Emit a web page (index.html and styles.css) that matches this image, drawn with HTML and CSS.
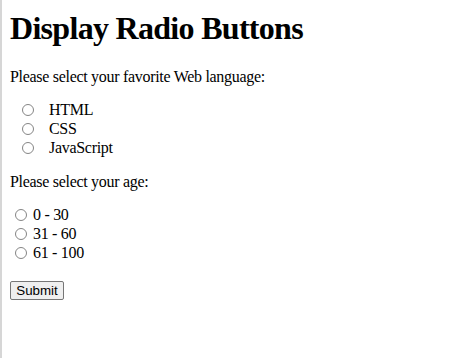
FILE: index.html
```html
<!DOCTYPE html>
<html>
<head>
<meta charset="utf-8">
<title>Display Radio Buttons</title>
<link rel="stylesheet" href="styles.css">
</head>
<body>
<main class="page">
  <h1 class="title">Display Radio Buttons</h1>
  <form class="form">
    <p class="question">Please select your favorite Web language:</p>
    <div class="group group-lang">
      <label class="option"><input class="radio" type="radio" name="fav_language" value="HTML"><span class="text">HTML</span></label>
      <label class="option"><input class="radio" type="radio" name="fav_language" value="CSS"><span class="text">CSS</span></label>
      <label class="option"><input class="radio" type="radio" name="fav_language" value="JavaScript"><span class="text">JavaScript</span></label>
    </div>
    <p class="question question-age">Please select your age:</p>
    <div class="group group-age">
      <label class="option"><input class="radio" type="radio" name="age" value="30"><span class="text">0 - 30</span></label>
      <label class="option"><input class="radio" type="radio" name="age" value="60"><span class="text">31 - 60</span></label>
      <label class="option"><input class="radio" type="radio" name="age" value="100"><span class="text">61 - 100</span></label>
    </div>
    <div class="actions"><button class="submit" type="button">Submit</button></div>
  </form>
</main>
</body>
</html>
```
FILE: styles.css
```css
html, body {
  margin: 0;
  padding: 0;
  background: #fff;
}
body {
  font-family: "Liberation Serif", "Times New Roman", serif;
  font-size: 16px;
  color: #000;
}
.page {
  min-height: 358px;
  box-sizing: border-box;
  border-left: 2px solid #d6d6d6;
  padding: 10px 0 0 8px;
}
.title {
  margin: 0;
  font-size: 32px;
  line-height: 37px;
  font-weight: bold;
  letter-spacing: -0.7px;
}
.form {
  margin-top: 20px;
  letter-spacing: -0.3px;
}
.question {
  margin: 0;
  line-height: 19px;
}
.question-age {
  margin-top: 15px;
}
.group {
  display: flex;
  flex-direction: column;
  margin-top: 14px;
}
.group-age {
  margin-top: 14px;
}
.option {
  display: flex;
  align-items: center;
  height: 19px;
  line-height: 19px;
}
.radio {
  appearance: none;
  -webkit-appearance: none;
  width: 12px;
  height: 12px;
  margin: 0;
  border: 1px solid #858585;
  border-radius: 50%;
  background: #fff;
  box-sizing: border-box;
  flex: none;
  position: relative;
  top: 0;
}
.group-lang .option {
  padding-left: 12px;
}
.group-lang .text {
  margin-left: 15px;
}
.group-age .option {
  padding-left: 5px;
}
.group-age .text {
  margin-left: 6px;
}
.actions {
  margin-top: 19px;
}
.submit {
  font-family: "Liberation Sans", Arial, sans-serif;
  font-size: 13.333px;
  letter-spacing: 0;
  color: #000;
  background: #efefef;
  border: 1px solid #767676;
  border-radius: 2px;
  width: 54px;
  height: 19px;
  padding: 0;
  margin: 0;
  line-height: 17px;
}
```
***
**AIM OF THE TASK**. Go over the data above and copy every line that has the word "styles" in it.

**WRITTEN SOLUTION**.
Emit a web page (index.html and styles.css) that matches this image, drawn with HTML and CSS.
<link rel="stylesheet" href="styles.css">
FILE: styles.css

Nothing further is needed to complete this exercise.